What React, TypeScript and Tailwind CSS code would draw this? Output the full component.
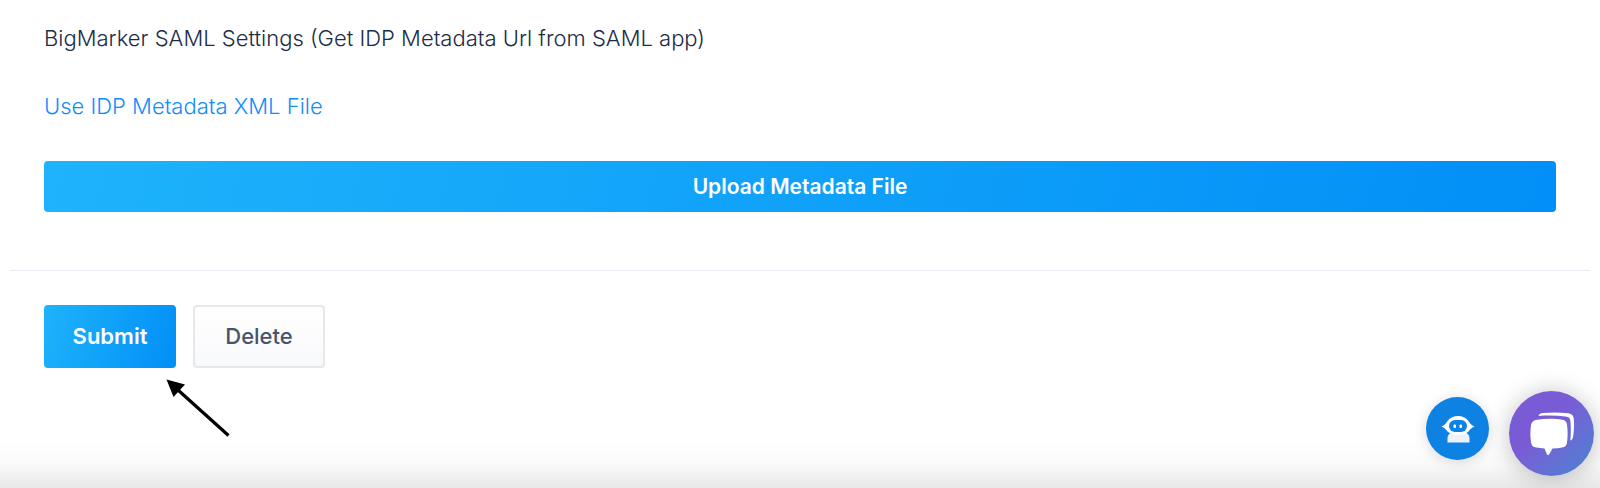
const RobotIcon = () => {
  return (
    <svg viewBox="0 0 34 28" className="h-7 w-[34px]" aria-hidden="true">
      <path
        d="M6.5 27.5 V23 C6.5 20.5 8 18.5 10.5 17.5 H24.5 C27 18.5 28.5 20.5 28.5 23 V27.5 Z"
        fill="#eef2fe"
      />
      <path
        d="M0.5 11.5 C3.5 10.5 5 8.5 6.5 6 C9 2.5 13 1 17 1 C21 1 25 2.5 27.5 6 C29 8.5 30.5 10.5 33.5 11.5 C30.5 12.5 29 14.5 27.5 16.5 C25 19 21 20 17 20 C13 20 9 19 6.5 16.5 C5 14.5 3.5 12.5 0.5 11.5 Z"
        fill="#fff"
      />
      <rect x="8" y="5" width="18" height="12" rx="6" fill="#0e82e2" />
      <rect x="12.5" y="9.5" width="2.5" height="3.5" rx="1" fill="#fff" />
      <rect x="18.5" y="9.5" width="2.5" height="3.5" rx="1" fill="#fff" />
    </svg>
  );
};

const ChatIcon = () => {
  return (
    <svg viewBox="0 0 46 44" className="h-11 w-[46px]" fill="#fff" aria-hidden="true">
      <path d="M9.5 4 C10 2 11.5 1.2 14 1 C22 0.2 31 0.2 39 1.2 C43 1.7 44.5 3.5 44.8 7 C45.2 12.5 45 18 44.3 23.5 C44 26.5 43 28 41.3 28.6 C41.9 22.5 42 16 41.5 9.5 C41.2 6 39.7 4.7 36.5 4.4 C28 3.5 18.5 3.4 9.5 4 Z" />
      <path d="M8 7.7 C16 6.5 25.5 6.5 33 7.7 C36.5 8.2 37.8 10 38.1 13 C38.8 19 38.8 25 38.1 30 C37.7 33.5 36.3 35 33 35.5 C30 36 26.5 36.4 23.5 36.5 L20.3 42.3 C19.5 43.4 18.5 43.4 17.9 42.3 L15.5 36.5 C12.5 36.4 10 36 7.5 35.6 C4 35 2.5 33.5 2 30 C1.2 25 1.2 19 2 13 C2.4 10 4.5 8.2 8 7.7 Z" />
    </svg>
  );
};

const SubmitArrow = () => {
  return (
    <svg
      viewBox="0 0 64 60"
      className="pointer-events-none absolute top-[73px] left-[122px] h-[60px] w-16"
      aria-hidden="true"
    >
      <path d="M12 12 L62.5 57.5" stroke="#000" strokeWidth="3.2" />
      <path d="M0.5 1.5 L19 6.5 L7.5 19 Z" fill="#000" />
    </svg>
  );
};

const App = () => {
  return (
    <div className="relative min-h-screen bg-white font-['Inter','Open_Sans',sans-serif] text-[22px]">
      <form onSubmit={(e) => e.preventDefault()}>
        {/* SAML settings */}
        <section className="px-11 pt-[22px] pb-[58px]">
          <h2 className="leading-8 font-light text-[#1c2c47]">
            BigMarker SAML Settings (Get IDP Metadata Url from SAML app)
          </h2>
          <a href="#" className="mt-9 block w-fit leading-8 font-light text-[#128dfa]">
            Use IDP Metadata XML File
          </a>
          <button
            type="button"
            className="mt-[39px] h-[51px] w-full rounded-sm bg-linear-[105deg] from-[#1eb3fb] to-[#028ff7] text-[21px] font-semibold text-white"
          >
            Upload Metadata File
          </button>
        </section>

        <hr className="mx-2.5 border-[#e6ecf1]" />

        {/* Actions */}
        <div className="flex gap-[17px] px-11 pt-[34px] pb-16">
          <div className="relative">
            <button
              type="submit"
              className="h-[63px] w-[132px] rounded-sm bg-linear-[105deg] from-[#1eb3fb] to-[#028ff7] font-semibold text-white"
            >
              Submit
            </button>
            <SubmitArrow />
          </div>
          <button
            type="button"
            className="h-[63px] w-[132px] rounded-sm border-2 border-[#e6e8eb] bg-linear-to-b from-white to-[#f8f9fb] font-medium text-[#48546b]"
          >
            Delete
          </button>
        </div>
      </form>

      <div className="pointer-events-none fixed inset-x-0 bottom-0 h-12 bg-linear-to-b from-transparent via-black/2 to-black/9" />

      {/* Chat launchers */}
      <div className="fixed right-1.5 bottom-3 flex items-center gap-5">
        <button
          type="button"
          aria-label="Open assistant"
          className="mb-2.5 flex size-[63px] items-center justify-center rounded-full bg-[#0e82e2] shadow-[0_2px_14px_rgba(0,0,0,0.15)]"
        >
          <RobotIcon />
        </button>
        <button
          type="button"
          aria-label="Open chat"
          className="flex size-[85px] items-center justify-center rounded-full bg-linear-135 from-[#7a5bd6] from-40% to-[#4083d2] shadow-[0_2px_24px_rgba(0,0,0,0.25)]"
        >
          <ChatIcon />
        </button>
      </div>
    </div>
  );
};

export default App;
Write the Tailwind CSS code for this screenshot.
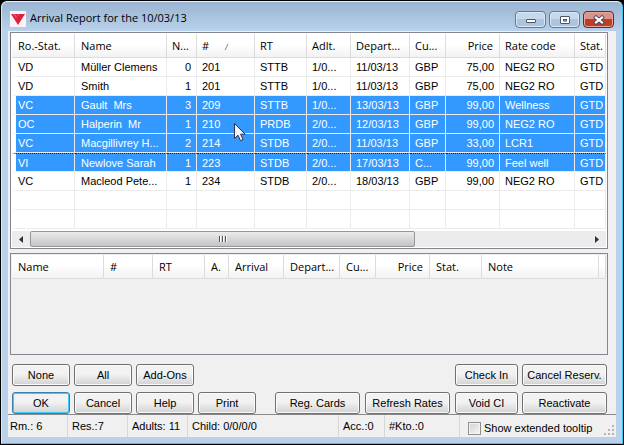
<!DOCTYPE html>
<html lang="en">
<head>
<meta charset="utf-8">
<title>Arrival Report</title>
<script src="https://cdn.jsdelivr.net/npm/@tailwindcss/browser@4"></script>
</head>
<body class="h-screen overflow-hidden bg-black font-['Liberation_Sans',Arial,sans-serif] text-[11px] text-black">
<div class="flex h-full flex-col p-px">
<main class="flex min-h-0 flex-1 flex-col rounded-t-md border border-t-[#e8f0fa] border-r-[#35c9f2] border-b-[#35c9f2] border-l-[#dce8f5] bg-[#b9d1ea] px-1.5 pb-1.5">
  <header class="-mx-1.5 flex h-[29px] shrink-0 items-center rounded-t-md bg-linear-to-b from-[#9ab4d2] to-[#b9d1ea] pr-2 pl-2">
    <svg class="mt-1 h-4 w-4" viewBox="0 0 16 16" aria-hidden="true"><path fill="#f8f4f8" d="M0 0h16v16H0z"/><path fill="#e0203c" d="M1 3h14L8 14z"/><path fill="#fff" d="M3 3l3 4 1-1-2-3zM7 3l1 2 1-2z" opacity=".25"/></svg>
    <h1 class="mt-1 ml-1 flex-1 font-['Open_Sans','Noto_Sans',sans-serif] text-[11px]">Arrival Report for the 10/03/13</h1>
    <div class="mt-1.5 flex gap-[3px]">
      <button aria-label="Minimize" class="flex h-[17px] w-[31px] items-center justify-center rounded-sm border border-[#65788f] bg-linear-to-b from-[#c6d8eb] from-50% to-[#adc4de] to-50% shadow-[inset_0_0_0_1px_#dce8f5]"><svg class="h-3 w-3" viewBox="0 0 12 12"><rect x="1.5" y="5.5" width="9" height="3" rx=".5" fill="#fff" stroke="#4d5666"/></svg></button>
      <button aria-label="Maximize" class="flex h-[17px] w-[31px] items-center justify-center rounded-sm border border-[#65788f] bg-linear-to-b from-[#c6d8eb] from-50% to-[#adc4de] to-50% shadow-[inset_0_0_0_1px_#dce8f5]"><svg class="h-3 w-3" viewBox="0 0 12 12"><rect x="1.5" y="2.5" width="9" height="7" rx=".5" fill="#fff" stroke="#4d5666"/><rect x="4.5" y="5.5" width="3" height="1.5" fill="#b9d1ea" stroke="#4d5666"/></svg></button>
      <button aria-label="Close" class="flex h-[17px] w-[31px] items-center justify-center rounded-sm border border-[#5e2b2b] bg-linear-to-b from-[#d9958a] from-50% to-[#c03c28] to-50% shadow-[inset_0_0_0_1px_#e8a89c]"><svg class="h-3 w-3" viewBox="0 0 12 12"><path d="M3 3.5l6 5M9 3.5l-6 5" stroke="#4d4a5a" stroke-width="4" stroke-linecap="square"/><path d="M3 3.5l6 5M9 3.5l-6 5" stroke="#fff" stroke-width="2.2" stroke-linecap="square"/></svg></button>
    </div>
  </header>

  <div class="flex min-h-0 flex-1 flex-col bg-[#f0f0f0]">
    <section class="mt-px mr-2 ml-0.5 flex flex-col border border-[#828790] bg-white p-px">
      <table class="w-full table-fixed border-separate border-spacing-0 leading-4 whitespace-nowrap [&_td]:h-[19px] [&_td]:overflow-hidden [&_td]:border-r [&_td]:border-b [&_td]:border-[#ebebeb] [&_td]:pl-[5px] [&_td:first-child]:border-l-4 [&_td:first-child]:border-l-white [&_td:first-child]:pl-0.5 [&_td:nth-child(2)]:pl-1.5 [&_td:nth-child(3)]:pr-[5px] [&_td:nth-child(3)]:text-right [&_td:nth-child(9)]:pr-[5px] [&_td:nth-child(9)]:text-right">
        <colgroup><col class="w-[63px]"><col class="w-[92px]"><col class="w-[30px]"><col class="w-[58px]"><col class="w-[52px]"><col class="w-[44px]"><col class="w-[59px]"><col class="w-[36px]"><col class="w-[54px]"><col class="w-[75px]"><col></colgroup>
        <thead class="font-['Open_Sans','Noto_Sans',sans-serif] [&_th]:h-[24px] [&_th]:overflow-hidden [&_th]:border-r [&_th]:border-b [&_th]:border-[#dcdcdc] [&_th]:bg-linear-to-b [&_th]:from-white [&_th]:from-45% [&_th]:to-[#f2f2f3] [&_th]:pl-[5px] [&_th]:text-left [&_th]:font-normal [&_th:first-child]:pl-1.5 [&_th:nth-child(2)]:pl-1.5">
          <tr><th>Ro.-Stat.</th><th>Name</th><th>N...</th><th>#<svg class="ml-3.5 inline h-2 w-2" viewBox="0 0 8 8" aria-hidden="true"><path d="M2 7l3-6" fill="none" stroke="#888"/></svg></th><th>RT</th><th>Adlt.</th><th>Depart...</th><th>Cu...</th><th><span class="block pr-1.5 text-right">Price</span></th><th>Rate code</th><th>Stat.</th></tr>
        </thead>
        <tbody>
          <tr><td>VD</td><td>Müller Clemens</td><td>0</td><td>201</td><td>STTB</td><td>1/0...</td><td>11/03/13</td><td>GBP</td><td>75,00</td><td>NEG2 RO</td><td>GTD</td></tr>
          <tr><td>VD</td><td>Smith</td><td>1</td><td>201</td><td>STTB</td><td>1/0...</td><td>11/03/13</td><td>GBP</td><td>75,00</td><td>NEG2 RO</td><td>GTD</td></tr>
          <tr class="bg-[#3399ff] text-white"><td>VC</td><td>Gault&nbsp; Mrs</td><td>3</td><td>209</td><td>STTB</td><td>1/0...</td><td>13/03/13</td><td>GBP</td><td>99,00</td><td>Wellness</td><td>GTD</td></tr>
          <tr class="bg-[#3399ff] text-white"><td>OC</td><td>Halperin&nbsp; Mr</td><td>1</td><td>210</td><td>PRDB</td><td>2/0...</td><td>12/03/13</td><td>GBP</td><td>99,00</td><td>NEG2 RO</td><td>GTD</td></tr>
          <tr class="bg-[#3399ff] text-white"><td>VC</td><td>Macgillivrey H...</td><td>2</td><td>214</td><td>STDB</td><td>2/0...</td><td>11/03/13</td><td>GBP</td><td>33,00</td><td>LCR1</td><td>GTD</td></tr>
          <tr class="bg-[#3399ff] text-white [&>td]:border-t [&>td]:border-t-[#222]! [&>td]:[border-top-style:dotted]"><td>VI</td><td>Newlove Sarah</td><td>1</td><td>223</td><td>STDB</td><td>2/0...</td><td>17/03/13</td><td>C...</td><td>99,00</td><td>Feel well</td><td>GTD</td></tr>
          <tr><td>VC</td><td>Macleod Pete...</td><td>1</td><td>234</td><td>STDB</td><td>2/0...</td><td>18/03/13</td><td>GBP</td><td>99,00</td><td>NEG2 RO</td><td>GTD</td></tr>
          <tr><td></td><td></td><td></td><td></td><td></td><td></td><td></td><td></td><td></td><td></td><td></td></tr>
          <tr><td></td><td></td><td></td><td></td><td></td><td></td><td></td><td></td><td></td><td></td><td></td></tr>
        </tbody>
      </table>
      <div class="mt-0.5 flex h-4 items-stretch bg-[#ececec]">
        <button aria-label="Scroll left" class="flex w-[18px] items-center justify-center"><svg class="h-[7px] w-1" viewBox="0 0 4 7"><path d="M4 0v7L0 3.500z" fill="#333"/></svg></button>
        <div class="flex flex-1"><div class="flex w-[69%] items-center justify-center gap-px rounded-xs border border-[#979797] bg-linear-to-b from-[#ececec] to-[#c4c4c4]"><i class="h-1.5 w-0.5 border-r border-white bg-[#555]"></i><i class="h-1.5 w-0.5 border-r border-white bg-[#555]"></i><i class="h-1.5 w-0.5 border-r border-white bg-[#555]"></i></div></div>
        <button aria-label="Scroll right" class="flex w-[18px] items-center justify-center"><svg class="h-[7px] w-1" viewBox="0 0 4 7"><path d="M0 0v7l4-3.500z" fill="#333"/></svg></button>
      </div>
    </section>

    <section class="mt-1 mr-2 ml-0.5 min-h-0 flex-1 border border-[#828790] p-px">
      <table class="w-full table-fixed border-separate border-spacing-0 font-['Open_Sans','Noto_Sans',sans-serif] leading-4 whitespace-nowrap [&_th]:h-[24px] [&_th]:overflow-hidden [&_th]:border-r [&_th]:border-b [&_th]:border-[#dcdcdc] [&_th]:bg-linear-to-b [&_th]:from-white [&_th]:from-45% [&_th]:to-[#f2f2f3] [&_th]:pl-1.5 [&_th]:text-left [&_th]:font-normal">
        <colgroup><col class="w-[92px]"><col class="w-[49px]"><col class="w-[52px]"><col class="w-[24px]"><col class="w-[55px]"><col class="w-[56px]"><col class="w-[36px]"><col class="w-[54px]"><col class="w-[52px]"><col><col class="w-[7px]"></colgroup>
        <thead><tr><th>Name</th><th>#</th><th>RT</th><th>A.</th><th>Arrival</th><th>Depart...</th><th>Cu...</th><th><span class="block pr-1.5 text-right">Price</span></th><th>Stat.</th><th>Note</th><th></th></tr></thead>
      </table>
    </section>

    <section class="mt-[9px] mr-[9px] ml-1 flex shrink-0 flex-col gap-1.5 [&_button]:h-[22px] [&_button]:rounded-[3px] [&_button]:border [&_button]:border-[#707070] [&_button]:bg-linear-to-b [&_button]:from-[#f2f2f2] [&_button]:from-45% [&_button]:to-[#d2d2d2] [&_button]:whitespace-nowrap [&_button]:shadow-[inset_0_0_0_1px_#fbfbfb]">
      <div class="flex gap-1">
        <button class="w-[58px]">None</button><button class="w-[58px]">All</button><button class="w-[58px]">Add-Ons</button>
        <span class="flex-1"></span>
        <button class="w-[63px]">Check In</button><button class="w-[85px]">Cancel Reserv.</button>
      </div>
      <div class="flex gap-1">
        <button class="w-[58px] border-[#3c7fb1]! shadow-[inset_0_0_0_1px_#3fc8f5]!">OK</button><button class="w-[58px]">Cancel</button><button class="w-[58px]">Help</button><button class="w-[58px]">Print</button>
        <span class="flex-1"></span>
        <button class="mr-px w-[85px]">Reg. Cards</button><button class="mr-px w-[85px]">Refresh Rates</button><button class="w-[63px]">Void CI</button><button class="w-[85px]">Reactivate</button>
      </div>
    </section>

    <footer class="flex h-[23px] shrink-0 items-stretch border-t border-[#8a8a8a] leading-[22px] whitespace-nowrap [&>span]:border-r [&>span]:border-[#d7d7d7] [&>span]:pl-1">
      <span class="w-[60px] pl-0.5!">Rm.: 6</span><span class="w-[60px]">Res.:7</span><span class="w-[60px]">Adults: 11</span><span class="flex-1">Child: 0/0/0/0</span><span class="w-[46px]">Acc.:0</span><span class="w-[75px]">#Kto.:0</span>
      <label class="flex w-[156px] items-center pt-1 pl-2"><input type="checkbox" class="mr-[3px] h-[13px] w-[13px] appearance-none border border-[#8e8f8f] bg-linear-to-br from-[#cfd3d8] to-[#f6f6f6] shadow-[inset_0_0_0_1px_#f4f4f4]">Show extended tooltip
        <svg class="mt-1 ml-auto h-3 w-3" viewBox="0 0 12 12" fill="#b5b5b5" aria-hidden="true"><path d="M8 1h2v2H8zM8 5h2v2H8zM8 9h2v2H8zM4 5h2v2H4zM4 9h2v2H4zM0 9h2v2H0z"/></svg></label>
    </footer>
  </div>
</main>
</div>
<svg class="pointer-events-none absolute top-[122px] left-[233px] h-5 w-3.5" viewBox="0 0 14 20" aria-hidden="true"><path d="M1.500 1.500v15l3.500-3.300 2.500 5.600 2.600-1.200-2.500-5.400h4.600z" fill="#f4f4f8" stroke="#2a3550"/></svg>
</body>
</html>
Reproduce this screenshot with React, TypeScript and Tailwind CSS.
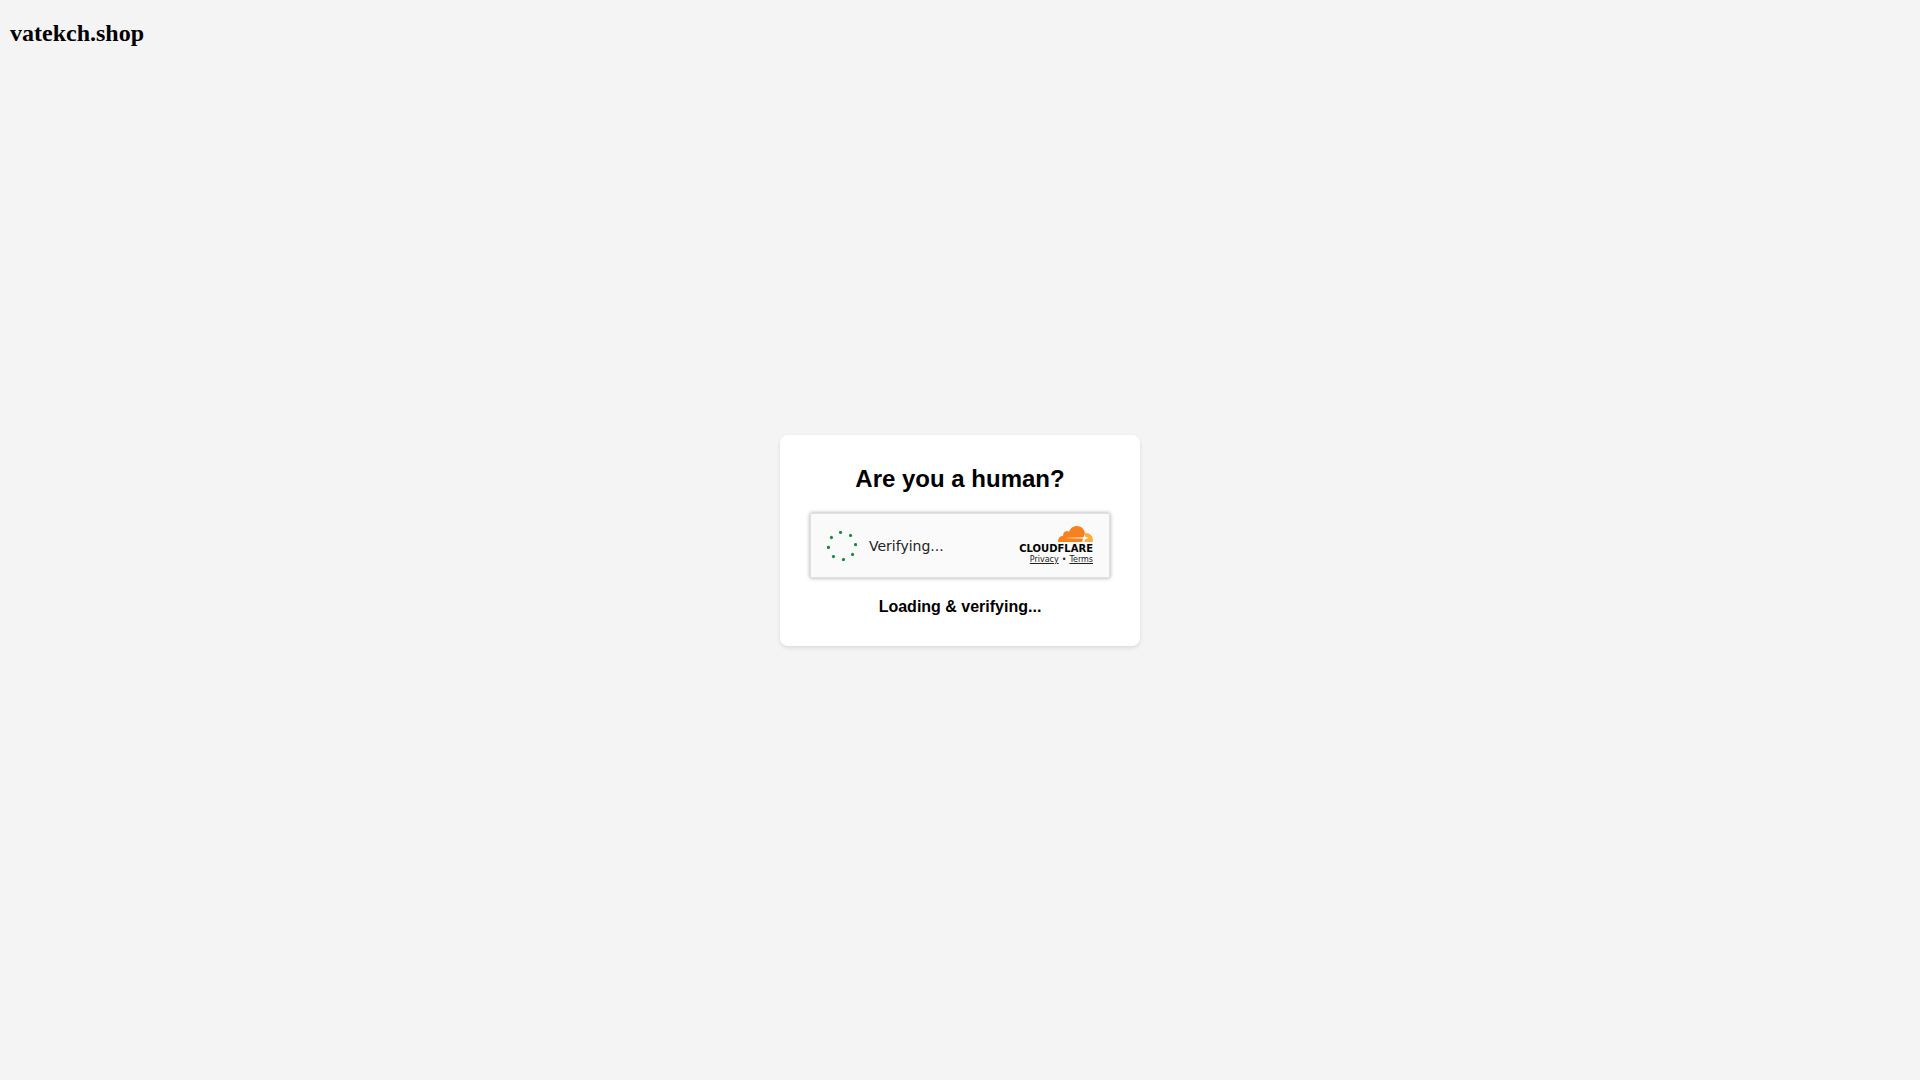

..............................

*Requirements*. Among the lines of the data, identify those with the word "TypeScript". Copy each of them.

*Finished exercise*.
What React, TypeScript and Tailwind CSS code would draw this? Output the full component.
Reproduce this screenshot with React, TypeScript and Tailwind CSS.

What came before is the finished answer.